Flames danced around him once more. Fingers snagged his jacket. A hand reached in bearing a knife and he crunched down into shattered glass as his seatbelt was sliced. Something else fell from above him as he was dragged out, a final present, a last, lasting gift from his Alison. As he was hauled through the windscreen, hands beating at the burning parts of him, his doomed son screaming for him from the doomed car, he wondered whether it was a part of her that he had ever seen before.
He was lying out on the lawn. It had not been cut for a long time, because his sit-on lawnmower had broken down. Besides, he liked the wild appearance it gave the garden. Alison had liked wild. She had loved the countryside; she had been agnostic, but she had said the smells and sounds and sights made her feel closer to God.
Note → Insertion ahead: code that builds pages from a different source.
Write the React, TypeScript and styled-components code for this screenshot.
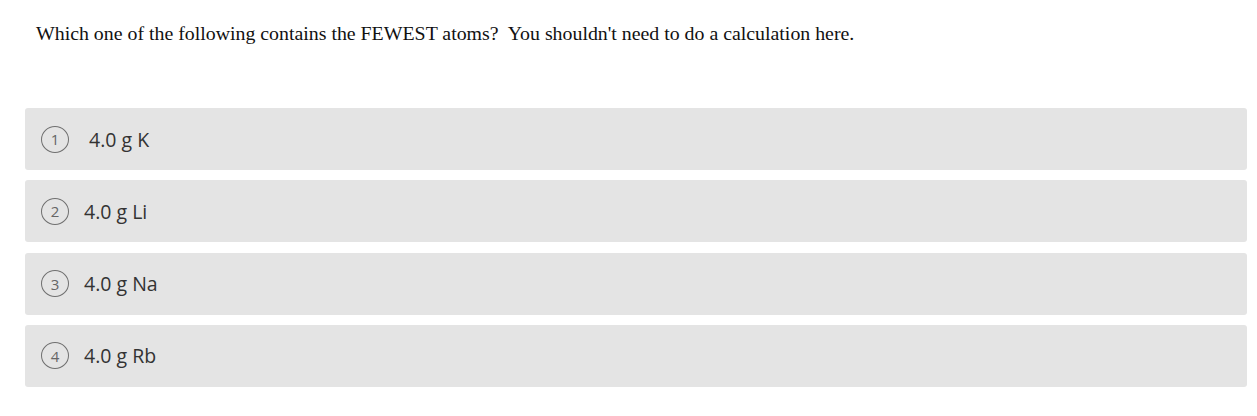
import React from 'react';
import styled, { createGlobalStyle } from 'styled-components';

const GlobalStyle = createGlobalStyle`
  html, body {
    margin: 0;
    padding: 0;
    background: #ffffff;
  }
`;

const options = [
  { num: 1, label: '4.0 g K', indent: 5 },
  { num: 2, label: '4.0 g Li', indent: 0 },
  { num: 3, label: '4.0 g Na', indent: 0 },
  { num: 4, label: '4.0 g Rb', indent: 0 },
];

const App = () => {
  return (
    <>
      <GlobalStyle />
      <Page>
        <Question>
          Which one of the following contains the FEWEST atoms?{'  '}You shouldn't need to do a calculation here.
        </Question>
        <OptionList>
          {options.map((o) => (
            <Option key={o.num}>
              <NumberBadge>{o.num}</NumberBadge>
              <OptionText indent={o.indent}>{o.label}</OptionText>
            </Option>
          ))}
        </OptionList>
      </Page>
    </>
  );
};

export default App;

const Page = styled.div`
  padding: 0 10px 0 25px;
`;

const Question = styled.p`
  margin: 0;
  padding: 20px 0 0 11px;
  font-family: 'Liberation Serif', 'Times New Roman', serif;
  font-size: 19.85px;
  line-height: 26px;
  color: #111;
  white-space: pre-wrap;
`;

const OptionList = styled.div`
  display: flex;
  flex-direction: column;
  gap: 10.3px;
  margin-top: 62px;
`;

const Option = styled.div`
  display: flex;
  align-items: center;
  height: 62px;
  padding: 0 0 0 16px;
  background: #e4e4e4;
  border-radius: 3px;
`;

const NumberBadge = styled.span`
  display: flex;
  align-items: center;
  justify-content: center;
  box-sizing: border-box;
  width: 28px;
  height: 27px;
  border: 1.5px solid #707070;
  border-radius: 50%;
  font-family: 'Open Sans', sans-serif;
  font-size: 15px;
  color: #666;
`;

const OptionText = styled.span<{ indent: number }>`
  margin-left: ${({ indent }) => 15 + indent}px;
  font-family: 'Open Sans', sans-serif;
  font-size: 19.5px;
  color: #333;
`;
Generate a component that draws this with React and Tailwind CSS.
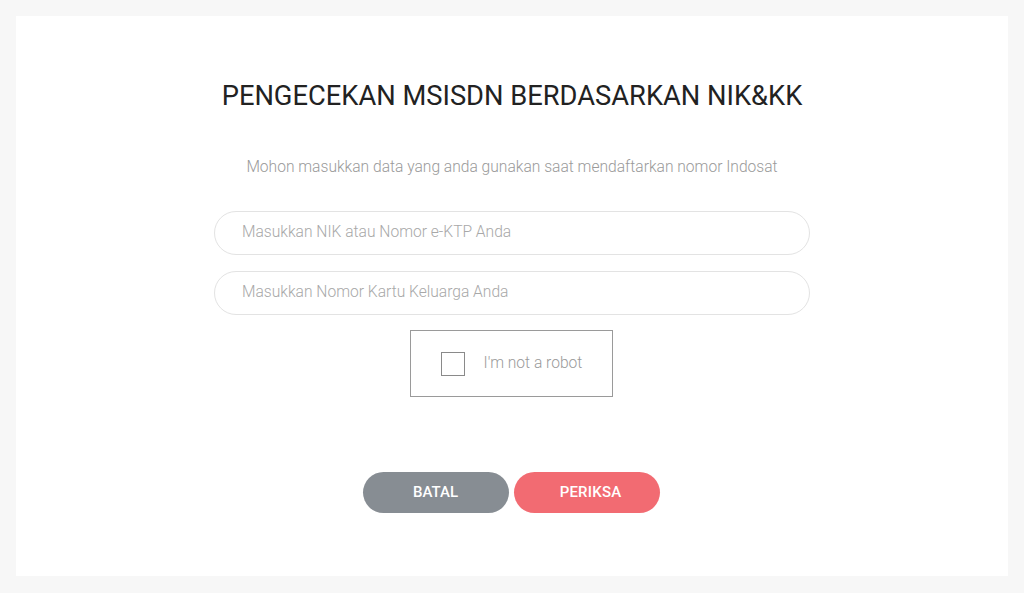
export default function App() {
  return (
    <div className="w-full h-[593px] bg-[#f7f7f7] p-4" style={{ fontFamily: "Roboto, 'Liberation Sans', sans-serif" }}>
      <div className="h-[560px] w-[992px] bg-white flex flex-col items-center">
        <h1 className="mt-[62px] text-[27.3px] leading-[36px] text-[#222] font-normal">
          PENGECEKAN MSISDN BERDASARKAN NIK&amp;KK
        </h1>
        <p className="mt-[42px] text-[15.6px] leading-[22px] text-[#9a9a9a] font-light">
          Mohon masukkan data yang anda gunakan saat mendaftarkan nomor Indosat
        </p>
        <div className="mt-[33px] flex flex-col gap-[16px]">
          <div className="w-[596px] h-[44px] rounded-full border border-[#e3e3e3] flex items-center pl-[27px] text-[15.6px] text-[#a8a8a8] font-light">
            Masukkan NIK atau Nomor e-KTP Anda
          </div>
          <div className="w-[596px] h-[44px] rounded-full border border-[#e3e3e3] flex items-center pl-[27px] text-[15.6px] text-[#a8a8a8] font-light">
            Masukkan Nomor Kartu Keluarga Anda
          </div>
        </div>
        <div className="mt-[15px] w-[203px] h-[67px] border border-[#9a9a9a] flex items-center pl-[30px] -translate-x-[1px]">
          <div className="w-[24px] h-[24px] border border-[#8a8a8a]"></div>
          <span className="ml-[19px] text-[15.6px] text-[#9a9a9a] font-light">I'm not a robot</span>
        </div>
        <div className="mt-[75px] flex gap-[5px] -translate-x-[1px]">
          <div className="w-[146px] h-[41px] rounded-full bg-[#878d93] flex items-center justify-center text-white text-[15px] font-medium">
            BATAL
          </div>
          <div className="w-[146px] h-[41px] rounded-full bg-[#f26b72] flex items-center justify-center pl-[8px] text-white text-[15px] font-medium tracking-[0.2px]">
            PERIKSA
          </div>
        </div>
      </div>
    </div>
  );
}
Adam felt close to no one, certainly not God. Not with Amaranth peering at him from the woods sometimes, following him on his trips into town, watching as good fortune and bad luck juggled with his life and health.
No, certainly not God.
Alison had been buried alongside her mother over a year ago. He had not been to the cemetery since. He remembered her in his own way—he was still painting—and he did not wish to be reminded of what her ruined body had become beneath the ground. But he was reminded every day. Every morning, on his bus trip into town to visit Jamie in the hospital, he was reminded. Because he so wanted his son to join her.
That was guilt. That was suffering. That was the sickest irony about the whole thing. He’s a lucky lad, the doctors would still tell him, even after a year. He’s a fighter. He’ll wake up soon, you’ll see. He’ll have scars, yes … And then Adam would ask about infection and the doctors would nod, yes, there has been something over the last week or two, inevitable with burns, but we’ve got it under control, it’s just bad luck that …
And so on.
His wife, dead. His son in a coma fr
om which he had only awakened three times, and each time some minor complication had driven him back under. He was growing up dead. And still Adam went to him every day to talk to him, to whisper in his ear, to try and bring him around with favorite nursery rhymes and the secret Dad-voices he had used on him when things were good, when life was normal. When chance was still a factor in his existence, and fate was uncertain.
He looked across at the house. It was big, bought with Alison’s life insurance, their old home sold for a good profit to the couple who had wanted it so much. This new property had an acre of land, a glazed rooftop studio with many panes already cracked or missing, a Mercedes in the driveway—a prison. A Hell. His own manufactured Hell, perhaps to deny the idea that such a grand home could be seen as fortunate, lucky to come by. The place was a constant reminder of his lost family because he had made it so. No new start for him.
The walls of the house were lined with his own portraits of Alison and Jamie. Some of them were bright and full of sunshine and light and positive memories. Others contained thoughts that only he could read—bad memories of the crash—and what he had seen of Alison and heard of Jamie before being dragged out from the car. The reddest of these painting hung near the front door for all visitors to see.
Not that he had many visitors. Until yesterday.
Howards had tracked him down. Adam had let him in, knowing it was useless to fight, and knowing also that he truly wanted to hear what the old man had to say.
“I’ve found a way out,” he had whispered. “I tried it last week … I injected myself with poison, then used the antidote at the last minute. But I could have done it. I could have gone on. They weren’t watching me at the time.”
“Why didn’t you?”
“Well … I’ve come to terms with it. Life. As it is. I just wanted to test the idea. Prove that I was still in control of myself.”
Adam had nodded, but he did not understand.
“I thought it only fair to offer you the chance,” Howards had said.
Now, Adam knew that he had to take that chance. Whether Jamie ever returned or not—and his final screams, his shouts of Tiger! Tiger!, had convinced Adam that his son had been the twitching shape on the burning cross—he could never be a good father to him. Not with Amaranth following him, watching him. Not when he knew what they had done.